◆ Exercise goal: Transcribe the material exactly. Images do not belong in the copy.
——
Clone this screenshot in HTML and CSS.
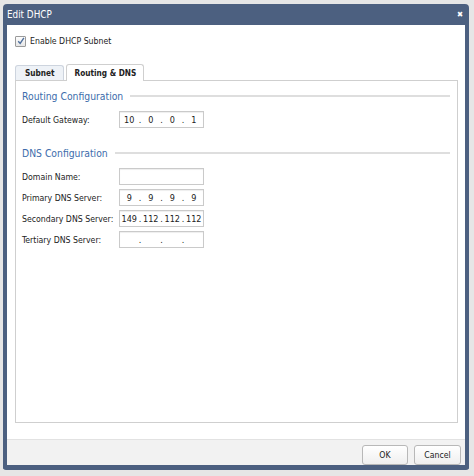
FILE: index.html
```html
<!DOCTYPE html>
<html lang="en">
<head>
    <meta charset="UTF-8">
    <title>Edit DHCP</title>
    <link rel="stylesheet" href="styles.css">
</head>
<body>
    <div class="dialog">
        <div class="titlebar">
            <span class="title">Edit DHCP</span>
            <span class="close">&#10006;</span>
        </div>

        <div class="content">
            <label class="enable">
                <span class="checkbox">
                    <svg width="8" height="8" viewBox="0 0 8 8">
                        <path d="M1.2 4.2 L3.2 6.4 L6.9 0.8" fill="none" stroke="#4f6f9c" stroke-width="1.4"/>
                    </svg>
                </span>
                Enable DHCP Subnet
            </label>

            <div class="tabs">
                <div class="tab">Subnet</div>
                <div class="tab active">Routing &amp; DNS</div>
            </div>

            <div class="panel">
                <div class="legend"><span>Routing Configuration</span><span class="rule"></span></div>
                <div class="field first">
                    <span class="label">Default Gateway:</span>
                    <div class="ip">
                        <span>10</span><i>.</i><span>0</span><i>.</i><span>0</span><i>.</i><span>1</span>
                    </div>
                </div>

                <div class="legend section"><span>DNS Configuration</span><span class="rule"></span></div>
                <div class="field first">
                    <span class="label">Domain Name:</span>
                    <div class="ip"></div>
                </div>
                <div class="field">
                    <span class="label">Primary DNS Server:</span>
                    <div class="ip">
                        <span>9</span><i>.</i><span>9</span><i>.</i><span>9</span><i>.</i><span>9</span>
                    </div>
                </div>
                <div class="field">
                    <span class="label">Secondary DNS Server:</span>
                    <div class="ip">
                        <span>149</span><i>.</i><span>112</span><i>.</i><span>112</span><i>.</i><span>112</span>
                    </div>
                </div>
                <div class="field">
                    <span class="label">Tertiary DNS Server:</span>
                    <div class="ip">
                        <span></span><i>.</i><span></span><i>.</i><span></span><i>.</i><span></span>
                    </div>
                </div>
            </div>
        </div>

        <div class="footer">
            <button class="btn ok">OK</button>
            <button class="btn cancel">Cancel</button>
        </div>
    </div>
</body>
</html>
```

FILE: styles.css
```css
body {
    margin: 0;
    background: #e6e6e6;
    font-family: "DejaVu Sans Condensed", "DejaVu Sans", sans-serif;
    font-size: 8.7px;
    color: #222;
}

.dialog {
    margin: 4px 0 0 3px;
    width: 466px;
    height: 466px;
    box-sizing: border-box;
    border: 4px solid #4c6080;
    border-top: 0;
    border-bottom-width: 5px;
    border-radius: 4px 4px 3px 3px;
    background: #fff;
    display: flex;
    flex-direction: column;
}

.titlebar {
    height: 21px;
    flex: none;
    background: #4c6080;
    color: #fff;
    display: flex;
    align-items: center;
    justify-content: space-between;
    padding-right: 2px;
}

.title {
    font-size: 9.8px;
}

.close {
    font-size: 8px;
    font-weight: bold;
}

.content {
    flex: 1;
    display: flex;
    flex-direction: column;
    padding: 10px 7px 16px 8px;
}

.enable {
    display: flex;
    align-items: center;
    gap: 4px;
    height: 12px;
}

.checkbox {
    width: 9px;
    height: 9px;
    border: 1px solid #9a9a9a;
    border-radius: 1px;
    background: linear-gradient(#fdfdfd, #e6e6e6);
    display: flex;
    align-items: center;
    justify-content: center;
}

.tabs {
    display: flex;
    align-items: flex-end;
    gap: 2px;
    margin-top: 17px;
    height: 16px;
}

.tab {
    font-weight: bold;
    font-size: 8.2px;
    height: 15px;
    box-sizing: border-box;
    padding: 0 8px 0 9px;
    display: flex;
    align-items: center;
    border: 1px solid #cdd4de;
    border-bottom: 0;
    border-radius: 3px 3px 0 0;
    background: #eef2f7;
}

.tab.active {
    height: 17px;
    margin-bottom: -1px;
    position: relative;
    background: #fff;
    border-color: #cfcfcf;
    padding: 0 7px 0 8px;
}

.panel {
    flex: 1;
    border: 1px solid #cfcfcf;
    padding: 8px 7px 0 6px;
}

.legend {
    display: flex;
    align-items: center;
    gap: 7px;
    height: 14px;
    font-size: 10.3px;
    color: #3c6cab;
}

.legend.section {
    margin-top: 18px;
}

.rule {
    flex: 1;
    border-top: 2px solid #dedede;
}

.field {
    display: flex;
    align-items: center;
    height: 17px;
    margin-top: 4px;
}

.field.first {
    margin-top: 8px;
}

.label {
    width: 97px;
}

.ip {
    width: 85px;
    height: 17px;
    box-sizing: border-box;
    border: 1px solid #cacaca;
    box-shadow: inset 0 1px 1px rgba(0, 0, 0, 0.07);
    display: flex;
    align-items: center;
    font-size: 9px;
}

.ip span {
    flex: 1;
    text-align: center;
}

.ip i {
    font-style: normal;
    width: 3px;
    text-align: center;
}

.footer {
    flex: none;
    height: 26px;
    box-sizing: border-box;
    border-top: 1px solid #e2e2e2;
    background: #f2f2f2;
    display: flex;
    justify-content: flex-end;
    gap: 6px;
    padding: 5px 4px 0 0;
}

.btn {
    height: 20px;
    border: 1px solid #b8b8b8;
    border-radius: 3px;
    background: linear-gradient(#ffffff, #efefef);
    font-family: inherit;
    font-size: 8.7px;
    color: #222;
    padding: 0;
}

.btn.ok {
    width: 46px;
}

.btn.cancel {
    width: 47px;
}
```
——
◆ Final result:
Clone this screenshot in HTML and CSS.
FILE: index.html
```html
<!DOCTYPE html>
<html lang="en">
<head>
    <meta charset="UTF-8">
    <title>Edit DHCP</title>
    <link rel="stylesheet" href="styles.css">
</head>
<body>
    <div class="dialog">
        <div class="titlebar">
            <span class="title">Edit DHCP</span>
            <span class="close">&#10006;</span>
        </div>

        <div class="content">
            <label class="enable">
                <span class="checkbox">
                    <svg width="8" height="8" viewBox="0 0 8 8">
                        <path d="M1.2 4.2 L3.2 6.4 L6.9 0.8" fill="none" stroke="#4f6f9c" stroke-width="1.4"/>
                    </svg>
                </span>
                Enable DHCP Subnet
            </label>

            <div class="tabs">
                <div class="tab">Subnet</div>
                <div class="tab active">Routing &amp; DNS</div>
            </div>

            <div class="panel">
                <div class="legend"><span>Routing Configuration</span><span class="rule"></span></div>
                <div class="field first">
                    <span class="label">Default Gateway:</span>
                    <div class="ip">
                        <span>10</span><i>.</i><span>0</span><i>.</i><span>0</span><i>.</i><span>1</span>
                    </div>
                </div>

                <div class="legend section"><span>DNS Configuration</span><span class="rule"></span></div>
                <div class="field first">
                    <span class="label">Domain Name:</span>
                    <div class="ip"></div>
                </div>
                <div class="field">
                    <span class="label">Primary DNS Server:</span>
                    <div class="ip">
                        <span>9</span><i>.</i><span>9</span><i>.</i><span>9</span><i>.</i><span>9</span>
                    </div>
                </div>
                <div class="field">
                    <span class="label">Secondary DNS Server:</span>
                    <div class="ip">
                        <span>149</span><i>.</i><span>112</span><i>.</i><span>112</span><i>.</i><span>112</span>
                    </div>
                </div>
                <div class="field">
                    <span class="label">Tertiary DNS Server:</span>
                    <div class="ip">
                        <span></span><i>.</i><span></span><i>.</i><span></span><i>.</i><span></span>
                    </div>
                </div>
            </div>
        </div>

        <div class="footer">
            <button class="btn ok">OK</button>
            <button class="btn cancel">Cancel</button>
        </div>
    </div>
</body>
</html>
```

FILE: styles.css
```css
body {
    margin: 0;
    background: #e6e6e6;
    font-family: "DejaVu Sans Condensed", "DejaVu Sans", sans-serif;
    font-size: 8.7px;
    color: #222;
}

.dialog {
    margin: 4px 0 0 3px;
    width: 466px;
    height: 466px;
    box-sizing: border-box;
    border: 4px solid #4c6080;
    border-top: 0;
    border-bottom-width: 5px;
    border-radius: 4px 4px 3px 3px;
    background: #fff;
    display: flex;
    flex-direction: column;
}

.titlebar {
    height: 21px;
    flex: none;
    background: #4c6080;
    color: #fff;
    display: flex;
    align-items: center;
    justify-content: space-between;
    padding-right: 2px;
}

.title {
    font-size: 9.8px;
}

.close {
    font-size: 8px;
    font-weight: bold;
}

.content {
    flex: 1;
    display: flex;
    flex-direction: column;
    padding: 10px 7px 16px 8px;
}

.enable {
    display: flex;
    align-items: center;
    gap: 4px;
    height: 12px;
}

.checkbox {
    width: 9px;
    height: 9px;
    border: 1px solid #9a9a9a;
    border-radius: 1px;
    background: linear-gradient(#fdfdfd, #e6e6e6);
    display: flex;
    align-items: center;
    justify-content: center;
}

.tabs {
    display: flex;
    align-items: flex-end;
    gap: 2px;
    margin-top: 17px;
    height: 16px;
}

.tab {
    font-weight: bold;
    font-size: 8.2px;
    height: 15px;
    box-sizing: border-box;
    padding: 0 8px 0 9px;
    display: flex;
    align-items: center;
    border: 1px solid #cdd4de;
    border-bottom: 0;
    border-radius: 3px 3px 0 0;
    background: #eef2f7;
}

.tab.active {
    height: 17px;
    margin-bottom: -1px;
    position: relative;
    background: #fff;
    border-color: #cfcfcf;
    padding: 0 7px 0 8px;
}

.panel {
    flex: 1;
    border: 1px solid #cfcfcf;
    padding: 8px 7px 0 6px;
}

.legend {
    display: flex;
    align-items: center;
    gap: 7px;
    height: 14px;
    font-size: 10.3px;
    color: #3c6cab;
}

.legend.section {
    margin-top: 18px;
}

.rule {
    flex: 1;
    border-top: 2px solid #dedede;
}

.field {
    display: flex;
    align-items: center;
    height: 17px;
    margin-top: 4px;
}

.field.first {
    margin-top: 8px;
}

.label {
    width: 97px;
}

.ip {
    width: 85px;
    height: 17px;
    box-sizing: border-box;
    border: 1px solid #cacaca;
    box-shadow: inset 0 1px 1px rgba(0, 0, 0, 0.07);
    display: flex;
    align-items: center;
    font-size: 9px;
}

.ip span {
    flex: 1;
    text-align: center;
}

.ip i {
    font-style: normal;
    width: 3px;
    text-align: center;
}

.footer {
    flex: none;
    height: 26px;
    box-sizing: border-box;
    border-top: 1px solid #e2e2e2;
    background: #f2f2f2;
    display: flex;
    justify-content: flex-end;
    gap: 6px;
    padding: 5px 4px 0 0;
}

.btn {
    height: 20px;
    border: 1px solid #b8b8b8;
    border-radius: 3px;
    background: linear-gradient(#ffffff, #efefef);
    font-family: inherit;
    font-size: 8.7px;
    color: #222;
    padding: 0;
}

.btn.ok {
    width: 46px;
}

.btn.cancel {
    width: 47px;
}
```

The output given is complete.